Avançando até o capítulo sétimo, Moro perceberá que, num ponto, o pensamento de Richelieu coincide com o seu: ‘‘Se a máscara com que a maior parte dos homens cobre o rosto […] faz-nos desconhecidos a tal ponto que, sendo postos nos grandes cargos parecem tão maliciosos quanto aí esperava-se que fossem virtuosos […], é preciso prontamente reparar o engano‘‘.

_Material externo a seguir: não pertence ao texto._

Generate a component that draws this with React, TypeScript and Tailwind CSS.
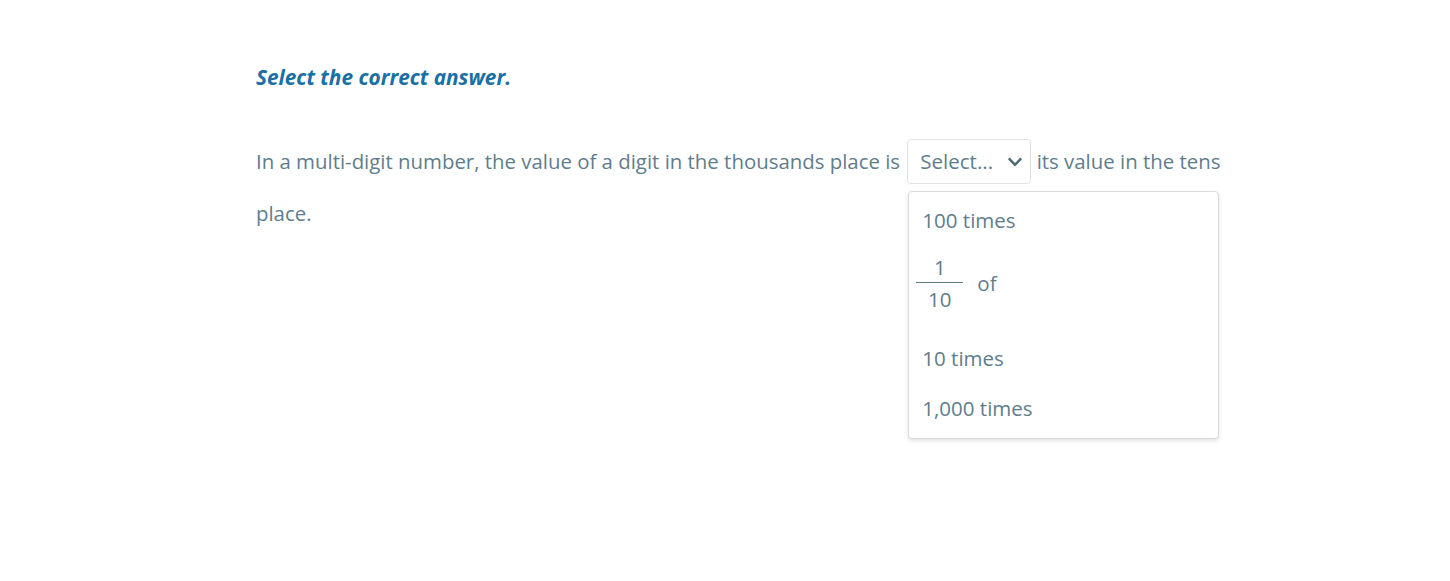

Ironicamente, coube a Paulo Guedes fazer a primeira sondagem sobre a disposição de Sergio Moro de trocar a Lava Jato pela pasta da Justiça. O contato ocorreu pouco antes do segundo turno, em 23 de outubro. No dia seguinte, por uma dessas trapaças do destino, procuradores do Ministério Público Federal em Brasília abriram investigação contra Guedes.
Apura-se a suspeita de que o guru econômico de Bolsonaro tenha obtido “benefícios econômicos” a partir de ‘‘crimes de gestão temerária ou fraudulenta‘‘ de investimentos com recursos de fundos de pensão de estatais. Guedes nega os malfeitos. Deveria ter prestado depoimento no último dia 6 de novembro. Mas a coisa foi adiada.
Supondo-se que Moro vai a Brasília com a disposição de ‘‘dormir como um leão, sem fechar os olhos”, é presumível que inclua no seu radar o inconveniente de uma hipotética denúncia formal da Procuradoria contra Guedes. Deve torcer pelo arquivamento. Do contrário, a gestão Bolsonaro viveria dias surreais. O capitão teria de buscar no Posto Ipiranga ético-jurídico conselhos sobre a conveniência de manter ou demitir o Posto Ipiranga econômico.
Em momentos assim, ensinou Richelieu na ‘‘seção 2‘‘ do ‘‘Testamento‘‘, o conselheiro do soberano talvez descubra o seguinte: ‘‘Nada há mais perigoso num Estado do que pôr em grande autoridade certos espíritos que não têm luzes suficientes para se conduzirem por si mesmos e pensam, entretanto, ter demais para necessitarem de conselho alheio‘‘.